START Dataset content

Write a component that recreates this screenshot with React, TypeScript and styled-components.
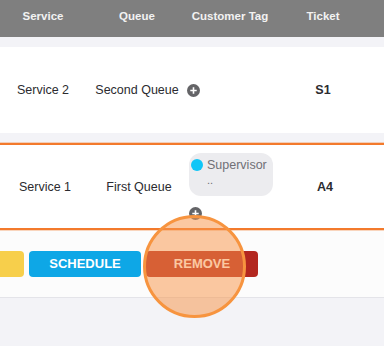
import React from 'react';
import styled, { createGlobalStyle } from 'styled-components';

const GlobalStyle = createGlobalStyle`
  html, body {
    margin: 0;
    padding: 0;
    background: #f3f3f7;
    font-family: "Liberation Sans", Arial, sans-serif;
  }
`;

const Page = styled.div`
  position: relative;
  width: 384px;
  height: 346px;
  overflow: hidden;
  background: #f3f3f7;
`;

const Columns = styled.div`
  display: grid;
  grid-template-columns: 86px 102px 84px 102px;
`;

const HeaderBar = styled(Columns)`
  height: 37px;
  box-sizing: border-box;
  padding-top: 9px;
  background: #7f7f7f;
`;

const HeadCell = styled.div`
  text-align: center;
  font-size: 11.5px;
  line-height: 14px;
  font-weight: bold;
  color: #f2f2f2;
`;

const List = styled.div`
  display: flex;
  flex-direction: column;
  gap: 10px;
  padding-top: 10px;
`;

const Row = styled(Columns)<{ selected?: boolean }>`
  align-items: center;
  box-sizing: border-box;
  height: ${p => (p.selected ? 87 : 86)}px;
  margin: 0 -4px;
  padding: 0 4px;
  background: #fff;
  border: ${p => (p.selected ? '2px solid #f37a2c' : 'none')};
  box-shadow: ${p => (p.selected ? '0 0 0 1px rgba(243, 122, 44, 0.3)' : 'none')};
`;

const Cell = styled.div<{ bold?: boolean }>`
  text-align: center;
  font-size: 12.5px;
  font-weight: ${p => (p.bold ? 'bold' : 'normal')};
  color: #2b2b2f;
`;

const TagCell = styled.div`
  display: flex;
  flex-direction: column;
  align-items: flex-start;
  gap: 11px;
  margin-left: -1px;
`;

const TagBox = styled.div`
  box-sizing: border-box;
  width: 84px;
  height: 43px;
  padding: 5px 2px 0 2px;
  border-radius: 12px;
  background: #ececef;
`;

const TagLine = styled.div`
  display: flex;
  align-items: center;
  gap: 4px;
  font-size: 12.5px;
  color: #707076;
`;

const Dot = styled.span`
  width: 12px;
  height: 12px;
  border-radius: 50%;
  background: #0fc6f7;
`;

const TagNote = styled.div`
  margin: 2px 0 0 16px;
  font-size: 11px;
  color: #707076;
`;

const ActionBar = styled.div`
  display: flex;
  align-items: center;
  gap: 5px;
  height: 67px;
  margin-left: -88px;
  background: #fcfcfc;
  border-bottom: 1px solid #e4e4e9;
`;

const Button = styled.button<{ tone: string }>`
  width: 112px;
  height: 26px;
  border: none;
  border-radius: 4px;
  background: ${p => p.tone};
  color: #fff;
  font-family: "Liberation Sans", Arial, sans-serif;
  font-size: 13px;
  font-weight: bold;
  padding: 0;
`;

const Spot = styled.div`
  position: absolute;
  left: 143px;
  top: 215px;
  width: 103px;
  height: 103px;
  box-sizing: border-box;
  border-radius: 50%;
  border: 3px solid #f7943f;
  background: rgba(247, 150, 75, 0.52);
  pointer-events: none;
`;

const PlusIcon = () => (
  <svg width="13" height="13" viewBox="0 0 13 13">
    <circle cx="6.5" cy="6.5" r="6.5" fill="#646467" />
    <path d="M6.5 3.3v6.4M3.3 6.5h6.4" stroke="#fff" strokeWidth="1.6" />
  </svg>
);

export default function App() {
  return (
    <Page>
      <GlobalStyle />
      <HeaderBar>
        <HeadCell>Service</HeadCell>
        <HeadCell>Queue</HeadCell>
        <HeadCell>Customer Tag</HeadCell>
        <HeadCell>Ticket</HeadCell>
      </HeaderBar>
      <List>
        <Row>
          <Cell>Service 2</Cell>
          <Cell>Second Queue</Cell>
          <TagCell>
            <PlusIcon />
          </TagCell>
          <Cell bold>S1</Cell>
        </Row>
        <Row selected>
          <Cell>Service 1</Cell>
          <Cell>First Queue</Cell>
          <TagCell>
            <TagBox>
              <TagLine>
                <Dot />
                Supervisor
              </TagLine>
              <TagNote>..</TagNote>
            </TagBox>
            <PlusIcon />
          </TagCell>
          <Cell bold>A4</Cell>
        </Row>
      </List>
      <ActionBar>
        <Button tone="#f7cf4b" aria-label="Assign" />
        <Button tone="#0ea7e6">SCHEDULE</Button>
        <Button tone="#b3271f">REMOVE</Button>
      </ActionBar>
      <Spot />
    </Page>
  );
}
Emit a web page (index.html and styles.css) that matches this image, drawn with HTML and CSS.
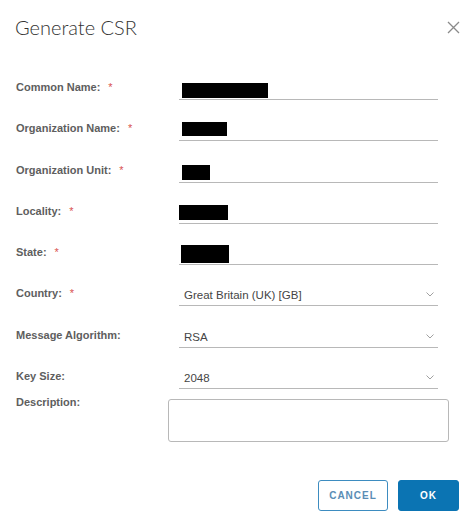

END Dataset content

> [Exercise task] Find each line in the records holding the string "components" and show it.

> [Result for this exercise]
Write a component that recreates this screenshot with React, TypeScript and styled-components.
import styled, { createGlobalStyle } from 'styled-components';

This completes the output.